Lei ha ricevuto il Friedenspreis. Vede qualche speranza di pace in Ucraina e in Medio Oriente?
«In Ucraina la guerra finirà quando i russi smetteranno di combattere. Poi, che questo accada perché sono stati sconfitti militarmente, perché sono in crisi economica o per la pressione su Putin in patria, poco importa. Oggi il leader russo pensa ancora di poter vincere: se non proprio catturando Kiev militarmente, conquistando in qualche modo l’Ucraina, ad esempio influenzandola o decidendo chi la gestisce. Con queste premesse, negoziare è impossibile».
Che cosa pensa dei gruppi pacifisti che chiedono di non inviare armi all’Ucraina?
«Diventano movimenti filo-russi. Se non vuoi dare armi all’Ucraina, di fatto finisci per essere d’accordo che la Russia la occupi, che chiuda gli ucraini nei campi di concentramento, che li torturi, che li costringa a non usare la loro lingua, che rapisca i loro figli. Se non armi l’Ucraina, non fermi la guerra, aiuti semplicemente i russi a vincere. L’approccio al pacifismo dipende da come e dove lo applichi. Se lo si intende nel senso generale che la guerra è un male e va evitata, mi trovo d’accordo: nessuno dovrebbe iniziarne una. Quello tra Russia e Ucraina, tuttavia, è un conflitto già in corso in cui i russi stanno cercando di occupare e distruggere l’Ucraina. Piuttosto, in questo caso appoggerei un pacifismo in Russia che chieda di smettere di combattere».
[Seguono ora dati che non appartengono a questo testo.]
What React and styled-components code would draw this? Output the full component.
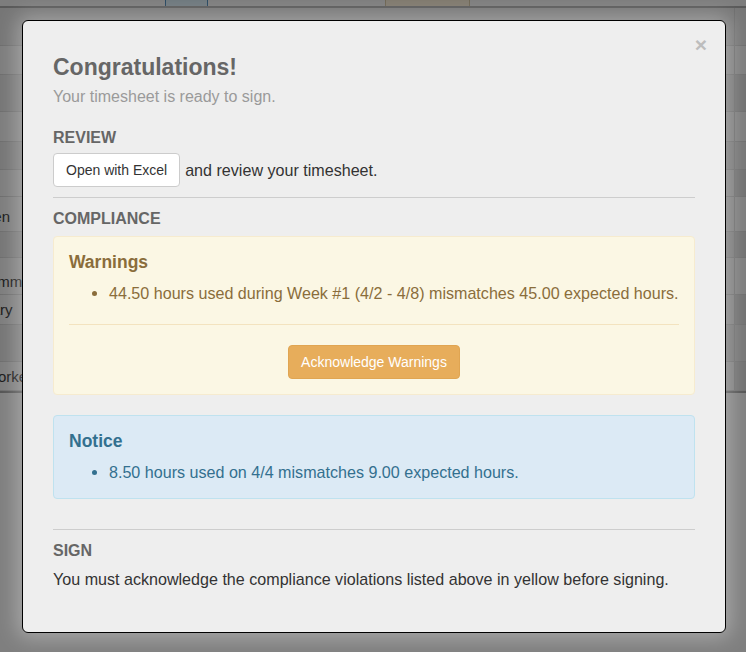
import React from "react";
import styled, { createGlobalStyle } from "styled-components";

const GlobalStyle = createGlobalStyle`
  html, body { margin: 0; padding: 0; }
  body {
    background: #fff;
    font-family: "Liberation Sans", Arial, Helvetica, sans-serif;
    color: #333;
    overflow: hidden;
  }
`;

const Page = styled.div`
  position: relative;
  width: 746px;
  height: 652px;
  overflow: hidden;
  background: #fff;
`;

const TopBar = styled.div`
  display: flex;
  gap: 177px;
  height: 6px;
  padding-left: 165px;
  background: #fafafa;
  border-bottom: 2px solid #b2b2b2;
  box-shadow: 0 2px 5px rgba(0, 0, 0, 0.25);
`;

const Tab = styled.div`
  width: ${(p) => p.w}px;
  box-sizing: border-box;
  background: ${(p) => (p.tone === "blue" ? "#dcf0fa" : "#fff2da")};
  border-left: 1px solid ${(p) => (p.tone === "blue" ? "#4f8ec0" : "#d9c9a4")};
  border-right: 1px solid ${(p) => (p.tone === "blue" ? "#4f8ec0" : "#d9c9a4")};
`;

const Table = styled.div`
  margin-left: -30px;
  border-bottom: 2px solid #a8a8a8;
`;

const Row = styled.div`
  display: grid;
  grid-template-columns: 1fr 12px;
  box-sizing: border-box;
  height: ${(p) => p.h}px;
  background: ${(p) => (p.shade ? "#ececec" : "#fafafa")};
  border-bottom: 1px solid #dadada;
`;

const Label = styled.div`
  display: flex;
  align-items: center;
  padding-left: ${(p) => p.indent || 0}px;
  padding-top: ${(p) => p.drop || 0}px;
  font-size: 15px;
  color: #333;
  white-space: nowrap;
`;

const EndCell = styled.div`
  border-left: 1px solid #d8d8d8;
  background: ${(p) => (p.shade ? "#e2e2e2" : "transparent")};
`;

const Backdrop = styled.div`
  position: absolute;
  inset: 0;
  background: rgba(0, 0, 0, 0.5);
`;

const Modal = styled.div`
  position: absolute;
  left: 22px;
  top: 20px;
  width: 704px;
  box-sizing: border-box;
  padding: 30px 30px 32px;
  background: #eeeeee;
  border: 1px solid #000;
  border-radius: 6px;
  box-shadow: 0 0 20px 5px rgba(255, 255, 255, 0.32);
`;

const Close = styled.button`
  position: absolute;
  top: 13px;
  right: 18px;
  padding: 0;
  border: 0;
  background: none;
  font-family: "Liberation Sans", Arial, sans-serif;
  font-size: 21px;
  font-weight: bold;
  line-height: 1;
  color: #bdbdbd;
  cursor: pointer;
`;

const Title = styled.h2`
  margin: 0;
  font-size: 23px;
  font-weight: bold;
  line-height: 32px;
  color: #666;
`;

const Subtitle = styled.p`
  margin: 3px 0 0;
  font-size: 16px;
  line-height: 22px;
  color: #9a9a9a;
`;

const SectionTitle = styled.h5`
  margin: ${(p) => p.top || 0}px 0 ${(p) => p.bottom ?? 6}px;
  font-size: 16px;
  font-weight: bold;
  line-height: 22px;
  color: #666;
`;

const Text = styled.p`
  margin: 0 0 ${(p) => p.bottom || 0}px;
  font-size: 16.1px;
  line-height: 22px;
  color: #333;
`;

const ReviewRow = styled.div`
  display: flex;
  align-items: center;
  gap: 5px;
  height: 34px;
  margin-top: -1px;
  margin-bottom: 1px;
  font-size: 16.1px;
  color: #333;
`;

const Divider = styled.hr`
  margin: ${(p) => p.top || 10}px 0 10px;
  border: 0;
  border-top: 1px solid #cdcdcd;
`;

const Button = styled.button`
  display: inline-block;
  box-sizing: border-box;
  height: 34px;
  padding: 0 12px;
  font-family: "Liberation Sans", Arial, sans-serif;
  font-size: 14px;
  line-height: 32px;
  border-radius: 4px;
  cursor: pointer;
  color: ${(p) => (p.variant === "warning" ? "#fff" : "#333")};
  background: ${(p) => (p.variant === "warning" ? "#e7ad5b" : "#fff")};
  border: 1px solid ${(p) => (p.variant === "warning" ? "#e0a552" : "#cccccc")};
`;

const alertTones = {
  warning: { bg: "#fbf7e4", border: "#f6ebcf", color: "#8a6d3b", rule: "#f3e3bf" },
  info: { bg: "#dceaf5", border: "#bfe2ef", color: "#33708f", rule: "#a6e1ec" },
};

const Alert = styled.div`
  margin-bottom: 20px;
  padding: 15px;
  border-radius: 4px;
  background: ${(p) => alertTones[p.tone].bg};
  border: 1px solid ${(p) => alertTones[p.tone].border};
  color: ${(p) => alertTones[p.tone].color};
`;

const AlertTitle = styled.h4`
  margin: 0;
  font-size: 17.5px;
  font-weight: bold;
  line-height: 20px;
  color: inherit;
`;

const AlertList = styled.ul`
  margin: 10px 0 0;
  padding-left: 40px;
  font-size: 16.1px;
  line-height: 22px;
`;

const AlertRule = styled.hr`
  margin: 20px 0;
  border: 0;
  border-top: 1px solid ${(p) => alertTones[p.tone].rule};
`;

const AlertActions = styled.div`
  display: flex;
  justify-content: center;
`;

const rows = [
  { h: 38, shade: true },
  { h: 29 },
  { h: 37, shade: true, end: true },
  { h: 30 },
  { h: 28, shade: true },
  { h: 27, end: true },
  { h: 35, label: "Taken", drop: 4 },
  { h: 26, shade: true, end: true },
  { h: 37, label: "Comments", indent: 8, drop: 10 },
  { h: 30, label: "Salary", end: true },
  { h: 37, shade: true },
  { h: 29, label: "Worked", indent: 14, end: true },
];

export default function App() {
  return (
    <Page>
      <GlobalStyle />
      <TopBar>
        <Tab w={43} tone="blue" />
        <Tab w={85} tone="tan" />
      </TopBar>
      <Table>
        {rows.map((r, i) => (
          <Row key={i} h={r.h} shade={r.shade}>
            <Label indent={r.indent} drop={r.drop}>{r.label}</Label>
            <EndCell shade={r.end} />
          </Row>
        ))}
      </Table>
      <Backdrop />
      <Modal>
        <Close aria-label="Close">×</Close>
        <Title>Congratulations!</Title>
        <Subtitle>Your timesheet is ready to sign.</Subtitle>

        <SectionTitle top={19} bottom={5}>REVIEW</SectionTitle>
        <ReviewRow>
          <Button>Open with Excel</Button>
          <span>and review your timesheet.</span>
        </ReviewRow>
        <Divider />

        <SectionTitle>COMPLIANCE</SectionTitle>
        <Alert tone="warning">
          <AlertTitle>Warnings</AlertTitle>
          <AlertList>
            <li>
              44.50 hours used during Week #1 (4/2 - 4/8) mismatches 45.00 expected hours.
            </li>
          </AlertList>
          <AlertRule tone="warning" />
          <AlertActions>
            <Button variant="warning">Acknowledge Warnings</Button>
          </AlertActions>
        </Alert>
        <Alert tone="info">
          <AlertTitle>Notice</AlertTitle>
          <AlertList>
            <li>8.50 hours used on 4/4 mismatches 9.00 expected hours.</li>
          </AlertList>
        </Alert>
        <Divider top={30} />

        <SectionTitle>SIGN</SectionTitle>
        <Text bottom={10}>
          You must acknowledge the compliance violations listed above in yellow before signing.
        </Text>
      </Modal>
    </Page>
  );
}
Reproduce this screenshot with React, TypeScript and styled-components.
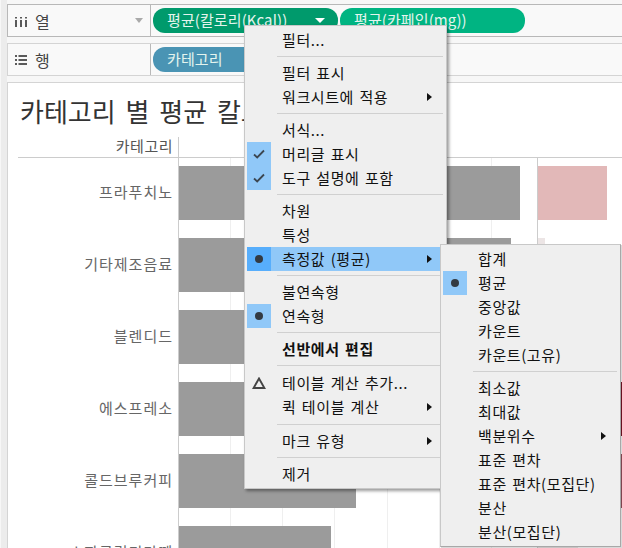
import React, { ReactElement } from 'react';
import styled, { createGlobalStyle } from 'styled-components';

const GlobalStyle = createGlobalStyle`
  html, body {
    margin: 0;
    padding: 0;
    background: #f5f5f5;
  }
  body {
    font-family: "Noto Sans CJK KR", "Noto Sans", sans-serif;
    font-size: 15px;
    overflow: hidden;
  }
`;

type MenuEntry =
  | { sep: true; before?: number; after?: number }
  | { sep?: false; label: string; mark?: 'check' | 'dot' | 'delta'; sub?: boolean; active?: boolean; bold?: boolean };

const mainMenu: MenuEntry[] = [
  { label: '필터...' },
  { sep: true },
  { label: '필터 표시' },
  { label: '워크시트에 적용', sub: true },
  { sep: true },
  { label: '서식...' },
  { label: '머리글 표시', mark: 'check' },
  { label: '도구 설명에 포함', mark: 'check' },
  { sep: true },
  { label: '차원' },
  { label: '특성' },
  { label: '측정값 (평균)', mark: 'dot', sub: true, active: true },
  { sep: true },
  { label: '불연속형' },
  { label: '연속형', mark: 'dot' },
  { sep: true },
  { label: '선반에서 편집', bold: true },
  { sep: true, after: 5 },
  { label: '테이블 계산 추가...', mark: 'delta' },
  { label: '퀵 테이블 계산', sub: true },
  { sep: true, before: 5 },
  { label: '마크 유형', sub: true },
  { sep: true },
  { label: '제거' },
];

const measureMenu: MenuEntry[] = [
  { label: '합계' },
  { label: '평균', mark: 'dot' },
  { label: '중앙값' },
  { label: '카운트' },
  { label: '카운트(고유)' },
  { sep: true },
  { label: '최소값' },
  { label: '최대값' },
  { label: '백분위수', sub: true },
  { label: '표준 편차' },
  { label: '표준 편차(모집단)' },
  { label: '분산' },
  { label: '분산(모집단)' },
];

const rows = [
  { name: '프라푸치노', width: 341, side: 69, sideColor: '#e2b8b8' },
  { name: '기타제조음료', width: 332, side: 7, sideColor: '#ece5e5' },
  { name: '블렌디드', width: 300, side: 40, sideColor: '#ece5e5' },
  { name: '에스프레소', width: 280, side: 90, sideColor: '#7a1525' },
  { name: '콜드브루커피', width: 177, side: 90, sideColor: '#96505c' },
  { name: '스파클링티라떼', width: 152, side: 40, sideColor: '#ece5e5' },
];

const MarkIcon = ({ mark }: { mark: 'check' | 'dot' | 'delta' }): ReactElement => {
  if (mark === 'check') {
    return (
      <svg width="14" height="12" viewBox="0 0 14 12">
        <path d="M2 6.5 L5.2 9.5 L12 2.5" fill="none" stroke="#3c4650" strokeWidth="1.8" />
      </svg>
    );
  }
  if (mark === 'dot') {
    return (
      <svg width="10" height="10" viewBox="0 0 10 10">
        <circle cx="5" cy="5" r="4" fill="#333a42" />
      </svg>
    );
  }
  return (
    <svg width="14" height="12" viewBox="0 0 14 12">
      <path d="M7 1.5 L12.4 11 L1.6 11 Z" fill="none" stroke="#444" strokeWidth="1.9" />
    </svg>
  );
};

const Menu = ({ entries }: { entries: MenuEntry[] }): ReactElement => (
  <>
    {entries.map((entry, i) =>
      entry.sep ? (
        <Separator key={i} $before={entry.before} $after={entry.after} />
      ) : (
        <Item key={i} $active={entry.active}>
          <MarkCell $on={!!entry.mark && entry.mark !== 'delta'} $active={entry.active}>
            {entry.mark && <MarkIcon mark={entry.mark} />}
          </MarkCell>
          <ItemLabel $bold={entry.bold}>{entry.label}</ItemLabel>
          {entry.sub && <SubArrow />}
        </Item>
      ),
    )}
  </>
);

export default function App(): ReactElement {
  return (
    <Page>
      <GlobalStyle />
      <Strip />
      <Main>
        <Shelf $selected>
          <ShelfLabel>
            <svg width="12" height="12" viewBox="0 0 12 12">
              <path d="M0 2h2v1.5H0zM0 5h2v7H0zM5 2h2v1.5H5zM5 5h2v7H5zM10 2h2v1.5h-2zM10 5h2v7h-2z" fill="#5a5a5a" />
            </svg>
            <ShelfName>열</ShelfName>
            <ShelfCaret />
          </ShelfLabel>
          <PillRow>
            <Pill $color="#009a6c" $width={185}>
              평균(칼로리(Kcal))
              <PillArrow />
            </Pill>
            <Pill $color="#00b482" $width={185}>
              평균(카페인(mg))
            </Pill>
          </PillRow>
        </Shelf>
        <Shelf>
          <ShelfLabel>
            <svg width="12" height="12" viewBox="0 0 12 12">
              <path d="M0 1h2v2H0zM3.5 1H12v2H3.5zM0 5h2v2H0zM3.5 5H12v2H3.5zM0 9h2v2H0zM3.5 9H12v2H3.5z" fill="#5a5a5a" />
            </svg>
            <ShelfName>행</ShelfName>
          </ShelfLabel>
          <PillRow>
            <Pill $color="#4a94b4" $width={120}>
              카테고리
            </Pill>
          </PillRow>
        </Shelf>
        <Panel>
          <Title>카테고리 별 평균 칼로리</Title>
          <HeaderRow>
            <HeaderLabel>카테고리</HeaderLabel>
          </HeaderRow>
          {rows.map((row) => (
            <Row key={row.name}>
              <RowLabel>{row.name}</RowLabel>
              <BarPane>
                <Bar style={{ width: row.width }} />
              </BarPane>
              <SidePane>
                <SideBar style={{ width: row.side, background: row.sideColor }} />
              </SidePane>
            </Row>
          ))}
        </Panel>
      </Main>
      <MainMenuBox>
        <Menu entries={mainMenu} />
      </MainMenuBox>
      <SubMenuBox>
        <Menu entries={measureMenu} />
      </SubMenuBox>
    </Page>
  );
}

const Page = styled.div`
  position: relative;
  display: flex;
  width: 622px;
  height: 548px;
  overflow: hidden;
  background: #f7f7f7;
`;

const Strip = styled.div`
  flex: none;
  width: 6px;
  margin-left: 1px;
  background: #ececec;
`;

const Main = styled.div`
  flex: 1;
  min-width: 0;
  display: flex;
  flex-direction: column;
  gap: 6px;
  padding-top: 4px;
`;

const Shelf = styled.div<{ $selected?: boolean }>`
  flex: none;
  display: flex;
  height: 33px;
  box-sizing: border-box;
  border: 1px solid ${(p) => (p.$selected ? '#b8b8b8' : '#d4d4d4')};
  border-right: none;
  background: #f9f9f9;
`;

const ShelfLabel = styled.div`
  flex: none;
  display: flex;
  align-items: center;
  width: 143px;
  box-sizing: border-box;
  padding-left: 7px;
  border-right: 1px solid #b8b8b8;
  color: #444;
`;

const ShelfName = styled.span`
  margin-left: 8px;
  font-size: 16px;
`;

const ShelfCaret = styled.span`
  margin-left: auto;
  margin-right: 7px;
  width: 0;
  height: 0;
  border-left: 4px solid transparent;
  border-right: 4px solid transparent;
  border-top: 5px solid #aaa;
`;

const PillRow = styled.div`
  display: flex;
  align-items: center;
  gap: 2px;
  padding-left: 2px;
`;

const Pill = styled.div<{ $color: string; $width: number }>`
  position: relative;
  display: flex;
  align-items: center;
  width: ${(p) => p.$width}px;
  height: 25px;
  box-sizing: border-box;
  padding: 0 0 2px 14px;
  border-radius: 12px;
  background: ${(p) => p.$color};
  color: #e4f4ee;
  font-size: 15px;
  letter-spacing: 0.1px;
  white-space: nowrap;
`;

const PillArrow = styled.span`
  position: absolute;
  right: 13px;
  top: 10px;
  width: 0;
  height: 0;
  border-left: 5px solid transparent;
  border-right: 5px solid transparent;
  border-top: 5px solid #fff;
`;

const Panel = styled.div`
  flex: 1;
  min-height: 0;
  box-sizing: border-box;
  padding-left: 10px;
  border: 1px solid #d4d4d4;
  border-right: none;
  border-bottom: none;
  background: #fff;
`;

const Title = styled.div`
  height: 54px;
  padding: 11px 0 0 2px;
  box-sizing: border-box;
  color: #333;
  font-size: 26px;
  line-height: 34px;
  word-spacing: 4px;
  white-space: nowrap;
`;

const HeaderRow = styled.div`
  display: flex;
  height: 21px;
  box-sizing: border-box;
  border-bottom: 1px solid #ccc;
`;

const HeaderLabel = styled.div`
  flex: none;
  width: 161px;
  box-sizing: border-box;
  padding-right: 5px;
  border-right: 1px solid #ccc;
  color: #555;
  font-size: 15px;
  letter-spacing: 0.5px;
  line-height: 18px;
  text-align: right;
`;

const Row = styled.div`
  display: flex;
  height: 72px;
`;

const RowLabel = styled.div`
  flex: none;
  display: flex;
  align-items: center;
  justify-content: flex-end;
  width: 161px;
  box-sizing: border-box;
  padding: 0 5px 6px 0;
  border-right: 1px solid #ccc;
  color: #666;
  font-size: 15px;
  letter-spacing: 1px;
`;

const BarPane = styled.div`
  flex: none;
  width: 359px;
  box-sizing: border-box;
  padding-top: 8px;
  border-right: 1px solid #ccc;
  background: repeating-linear-gradient(to right, transparent 0 51px, #efefef 51px 52px, transparent 52px 52.2px);
`;

const Bar = styled.div`
  height: 54px;
  background: #9b9b9b;
`;

const SidePane = styled.div`
  flex: 1;
  padding-top: 8px;
`;

const SideBar = styled.div`
  height: 54px;
`;

const MainMenuBox = styled.div`
  position: absolute;
  left: 244px;
  top: 25px;
  width: 203px;
  height: 464px;
  box-sizing: border-box;
  padding: 2px 0 0 2px;
  border: 1px solid #c8c8c8;
  background: #efefef;
  box-shadow: 2px 2px 3px rgba(0, 0, 0, 0.4);
`;

const SubMenuBox = styled(MainMenuBox)`
  left: 440px;
  top: 244px;
  width: 181px;
  height: 303px;
  border-right-color: #a8a8a8;
  border-bottom-color: #a8a8a8;
  box-shadow: 1px 1px 0 rgba(0, 0, 0, 0.15);
`;

const Item = styled.div<{ $active?: boolean }>`
  display: flex;
  align-items: center;
  height: 24px;
  background: ${(p) => (p.$active ? '#90c8f8' : 'transparent')};
  color: #111;
`;

const MarkCell = styled.div<{ $on: boolean; $active?: boolean }>`
  flex: none;
  display: flex;
  align-items: center;
  justify-content: center;
  width: 24px;
  height: 24px;
  background: ${(p) => (p.$active ? '#57aefc' : p.$on ? '#90c8f8' : 'transparent')};
`;

const ItemLabel = styled.span<{ $bold?: boolean }>`
  margin-left: 11px;
  padding-bottom: 2px;
  font-size: 15px;
  font-weight: ${(p) => (p.$bold ? 700 : 400)};
  letter-spacing: 0.6px;
  word-spacing: 1.5px;
  white-space: nowrap;
`;

const SubArrow = styled.span`
  margin-left: auto;
  margin-right: 14px;
  width: 0;
  height: 0;
  border-top: 4px solid transparent;
  border-bottom: 4px solid transparent;
  border-left: 5px solid #111;
`;

const Separator = styled.div<{ $before?: number; $after?: number }>`
  height: 1px;
  margin: ${(p) => p.$before ?? 4}px 3px ${(p) => p.$after ?? 4}px 30px;
  background: #d0d0d0;
`;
Quale invece l’orizzonte per il Medio Oriente?
«Qui la situazione è più difficile. C’è la crisi Israele-Palestina, ma anche il ruolo dell’Iran, che sponsorizza sia Hezbollah in Libano sia Hamas, responsabile dell’orribile attacco del 7 ottobre 2023 contro Israele. Se si potesse convincere quest’ultimo a fermare i combattimenti a Gaza, cosa che vorrei facesse, resterebbe comunque la questione dell’Iran. E se si convincesse l’Iran a cambiare politica, avremmo ancora il conflitto israelo-palestinese. A questo proposito, in passato sono state siglate intese, ridisegnati confini, ma per una serie di ragioni, di recente soprattutto per colpa di Israele, questi accordi continuano a disintegrarsi. È necessario trovare un modus operandi per creare uno Stato palestinese con cui gli israeliani possano convivere, ma è un obiettivo che oggi appare lontano».
Nel finale del libro propone alcune idee per combattere le autocrazie.
«Innanzitutto, servirebbe pensare in modo diverso alla cooperazione internazionale. L’Onu, un’istituzione del XX secolo, non è efficace. Dovremmo piuttosto creare alleanze su temi specifici che stanno a cuore alle persone. Uno potrebbe essere la lotta alla cleptocrazia. Se ci fosse un gruppo di Stati disposto a lavorare insieme, si potrebbero eliminare le società di facciata e rendere difficile nascondere denaro nei paradisi fiscali. Qualcosa di simile si potrebbe fare per regolamentare internet. Ovviamente non nel senso di una censura ma per dare alle persone il controllo dei propri dati, fornire informazioni su come funzionano gli algoritmi, porre fine all’anonimato in alcune parti del web, correggere un sistema di pubblicità e guadagni che puntano su emozioni, rabbia, estremismo».
«Autocrazie» è dedicato agli ottimisti. Si può ancora esserlo?
«Certamente. Conosco persone che vivono in Russia, in Venezuela, in Iran, ma che provano a reagire. Se si può essere attivisti per la democrazia in quei contesti, noi che viviamo in società aperte e prospere, non abbiamo il diritto di essere pessimisti».